→ **SHORT TASK**:
Scan each line of the records for the word "page" and extract the ones that have it.
· · · ·
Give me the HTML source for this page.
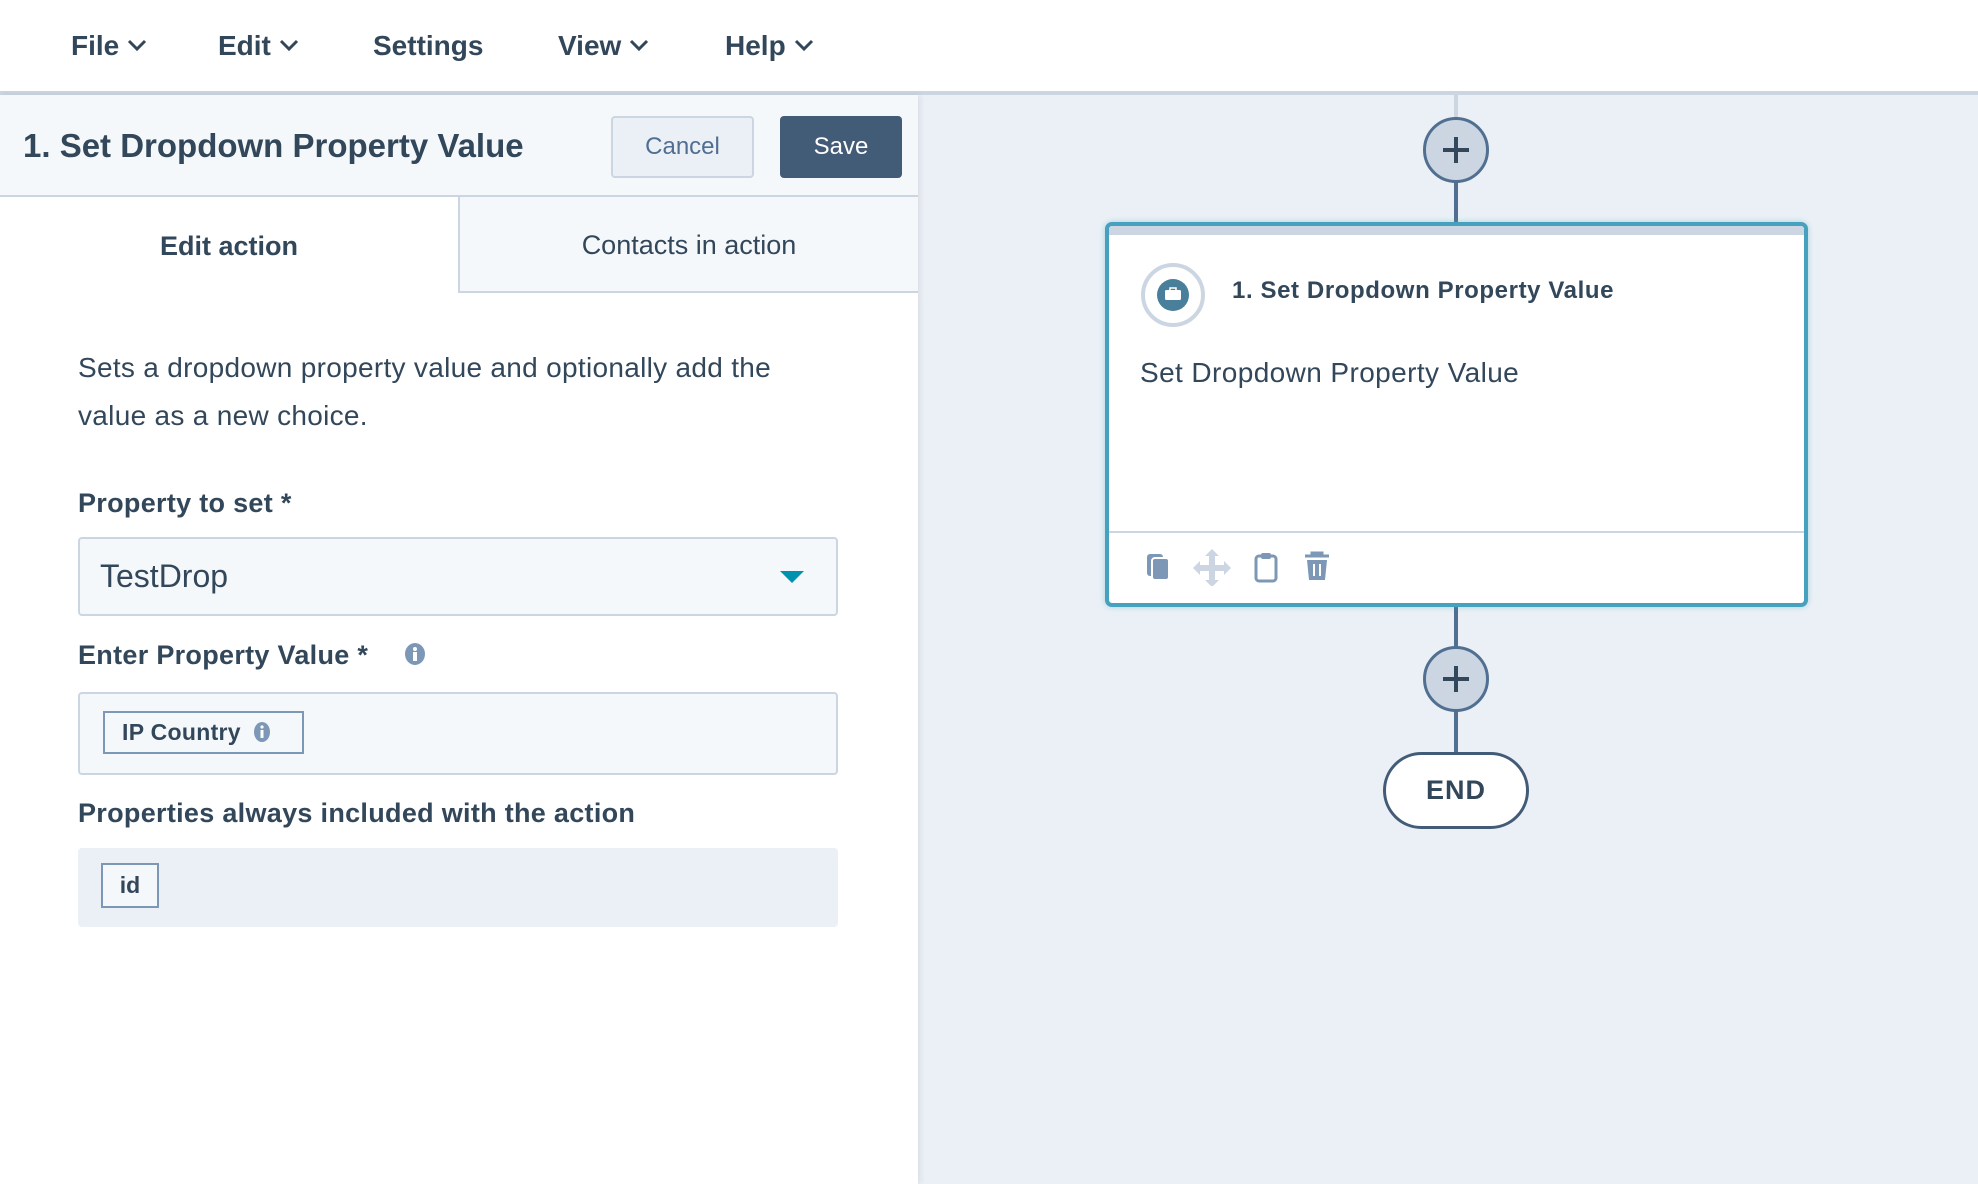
<!DOCTYPE html>
<html><head><meta charset="utf-8"><style>
*{box-sizing:border-box;margin:0;padding:0}
body{width:1978px;height:1184px;overflow:hidden;font-family:"Liberation Sans",sans-serif;color:#33475b;background:#eaf0f6;position:relative}
.a{position:absolute}
.menu{left:0;top:0;width:1978px;height:95px;background:#fff;border-bottom:4px solid #cbd6e2}
.mi{position:absolute;top:30px;font-size:28px;font-weight:bold;color:#33475b}
.mi svg{margin-left:8px;vertical-align:4px}
.left{left:0;top:95px;width:918px;height:1089px;background:#fff;box-shadow:2px 0 6px rgba(0,0,0,.08)}
.hdr{left:0;top:0;width:918px;height:102px;background:#f5f8fa;border-bottom:2px solid #cbd6e2}
.lbl{position:absolute;left:78px;font-size:27px;font-weight:bold;letter-spacing:.3px}
</style></head><body>
<div class="a menu">
<div class="mi" style="left:71px">File<svg width="20" height="12"><path d="M2 2l8 8 8-8" stroke="#33475b" stroke-width="3" fill="none"/></svg></div>
<div class="mi" style="left:218px">Edit<svg width="20" height="12"><path d="M2 2l8 8 8-8" stroke="#33475b" stroke-width="3" fill="none"/></svg></div>
<div class="mi" style="left:373px">Settings</div>
<div class="mi" style="left:558px">View<svg width="20" height="12"><path d="M2 2l8 8 8-8" stroke="#33475b" stroke-width="3" fill="none"/></svg></div>
<div class="mi" style="left:725px">Help<svg width="20" height="12"><path d="M2 2l8 8 8-8" stroke="#33475b" stroke-width="3" fill="none"/></svg></div>
</div>
<div class="a left">
<div class="a hdr">
<div class="a" style="left:23px;top:32px;font-size:33px;font-weight:bold">1. Set Dropdown Property Value</div>
<div class="a" style="left:611px;top:21px;width:143px;height:62px;background:#eaf0f6;border:2px solid #cbd6e2;border-radius:4px;font-size:24px;color:#506e91;text-align:center;line-height:58px">Cancel</div>
<div class="a" style="left:780px;top:21px;width:122px;height:62px;background:#425b76;border-radius:4px;font-size:24px;color:#fff;text-align:center;line-height:62px">Save</div>
</div>
<div class="a" style="left:0;top:102px;width:458px;height:96px;text-align:center;font-size:27px;font-weight:bold;line-height:98px">Edit action</div>
<div class="a" style="left:458px;top:102px;width:460px;height:96px;background:#f5f8fa;border-left:2px solid #cbd6e2;border-bottom:2px solid #cbd6e2;text-align:center;font-size:27px;line-height:96px">Contacts in action</div>
<div class="a" style="left:78px;top:249px;width:745px;font-size:28px;line-height:48px;letter-spacing:.3px">Sets a dropdown property value and optionally add the value as a new choice.</div>
<div class="lbl" style="top:393px">Property to set *</div>
<div class="a" style="left:78px;top:442px;width:760px;height:79px;background:#f5f8fa;border:2px solid #cbd6e2;border-radius:4px;font-size:32px;padding-left:20px;line-height:75px">TestDrop
<svg class="a" style="right:32px;top:32px" width="24" height="12"><path d="M0 0h24L12 12z" fill="#0091ae"/></svg></div>
<div class="lbl" style="top:545px">Enter Property Value *</div>
<svg class="a" style="left:404px;top:547px" width="22" height="24"><ellipse cx="11" cy="12" rx="10" ry="11" fill="#7c98b6"/><rect x="9" y="10" width="4" height="9" fill="#fff"/><circle cx="11" cy="7" r="2" fill="#fff"/></svg>
<div class="a" style="left:78px;top:597px;width:760px;height:83px;background:#f5f8fa;border:2px solid #cbd6e2;border-radius:4px"></div>
<div class="a" style="left:103px;top:616px;width:201px;height:43px;border:2px solid #7c98b6;background:#f5f8fa;font-size:23px;font-weight:bold;line-height:39px;padding-left:17px;letter-spacing:.3px">IP Country
<svg style="vertical-align:-3px;margin-left:6px" width="16" height="22"><ellipse cx="8" cy="11" rx="8" ry="10" fill="#7c98b6"/><rect x="6.5" y="9" width="3" height="8" fill="#fff"/><circle cx="8" cy="6" r="1.6" fill="#fff"/></svg></div>
<div class="lbl" style="top:703px">Properties always included with the action</div>
<div class="a" style="left:78px;top:753px;width:760px;height:79px;background:#eaf0f6;border-radius:4px"></div>
<div class="a" style="left:101px;top:768px;width:58px;height:45px;border:2px solid #7c98b6;background:#f5f8fa;font-size:23px;font-weight:bold;text-align:center;line-height:41px">id</div>
</div>
<div class="a" style="left:1454px;top:95px;width:4px;height:660px;background:#516f90"></div>
<div class="a" style="left:1454px;top:95px;width:4px;height:22px;background:#cbd6e2"></div>
<div class="a" style="left:1423px;top:117px;width:66px;height:66px;border-radius:50%;background:#cbd6e2;border:3px solid #516f90"></div>
<div class="a" style="left:1443px;top:148px;width:26px;height:4px;background:#33475b"></div><div class="a" style="left:1454px;top:137px;width:4px;height:26px;background:#33475b"></div>
<div class="a" style="left:1423px;top:646px;width:66px;height:66px;border-radius:50%;background:#cbd6e2;border:3px solid #516f90"></div>
<div class="a" style="left:1443px;top:677px;width:26px;height:4px;background:#33475b"></div><div class="a" style="left:1454px;top:666px;width:4px;height:26px;background:#33475b"></div>
<div class="a" style="left:1383px;top:752px;width:146px;height:77px;border-radius:39px;background:#fff;border:3px solid #425b76;text-align:center;font-size:27px;font-weight:bold;line-height:71px;letter-spacing:1px">END</div>
<div class="a" style="left:1105px;top:222px;width:703px;height:385px;background:#fff;border:4px solid #45a1be;border-radius:7px;overflow:hidden;box-shadow:0 0 6px rgba(69,161,190,.4)">
<div class="a" style="left:0;top:0;width:100%;height:9px;background:#cbd6e2"></div>
<div class="a" style="left:32px;top:37px;width:64px;height:64px;border-radius:50%;border:4px solid #cbd6e2"></div>
<div class="a" style="left:48px;top:53px;width:32px;height:32px;border-radius:50%;background:#4a7f9c"></div>
<svg class="a" style="left:54px;top:60px" width="20" height="16"><rect x="2" y="4" width="16" height="10" rx="1.5" fill="#fff"/><path d="M7 4V2h6v2" stroke="#fff" stroke-width="1.5" fill="none"/></svg>
<div class="a" style="left:123px;top:51px;font-size:24px;font-weight:bold;letter-spacing:.6px">1. Set Dropdown Property Value</div>
<div class="a" style="left:31px;top:131px;font-size:28px;letter-spacing:.4px">Set Dropdown Property Value</div>
<div class="a" style="left:0;top:305px;width:100%;height:2px;background:#cbd6e2"></div>
<svg class="a" style="left:36px;top:322px" width="190" height="38">
<rect x="2" y="6" width="16" height="22" rx="3" fill="#7c98b6"/><rect x="7" y="10" width="17" height="22" rx="3" fill="#7c98b6" stroke="#fff" stroke-width="2"/>
<g fill="#cbd6e2"><rect x="64" y="6" width="6" height="28"/><rect x="53" y="17" width="28" height="6"/><path d="M67 1l7 7h-14zM67 39l7-7h-14zM48 20l7-7v14zM86 20l-7-7v14z"/></g>
<rect x="111" y="8" width="20" height="25" rx="3" fill="none" stroke="#7c98b6" stroke-width="3"/><rect x="116" y="5" width="10" height="6" rx="2" fill="#7c98b6"/>
<path d="M160 8h24M167 8V5h10v3" stroke="#7c98b6" stroke-width="3" fill="none"/><path d="M162 12h20l-2 20h-16z" fill="#7c98b6"/><path d="M169 16v12M175 16v12" stroke="#fff" stroke-width="2"/>
</svg>
</div>
</body></html>
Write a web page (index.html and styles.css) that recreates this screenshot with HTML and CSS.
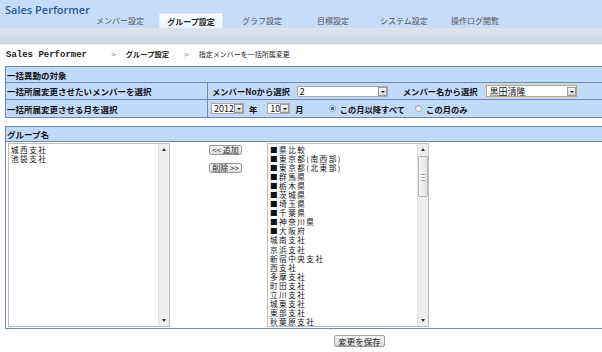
· · · ·
→ **SOLUTION FOR THIS EXERCISE**:
Give me the HTML source for this page.
Write a web page (index.html and styles.css) that recreates this screenshot with HTML and CSS.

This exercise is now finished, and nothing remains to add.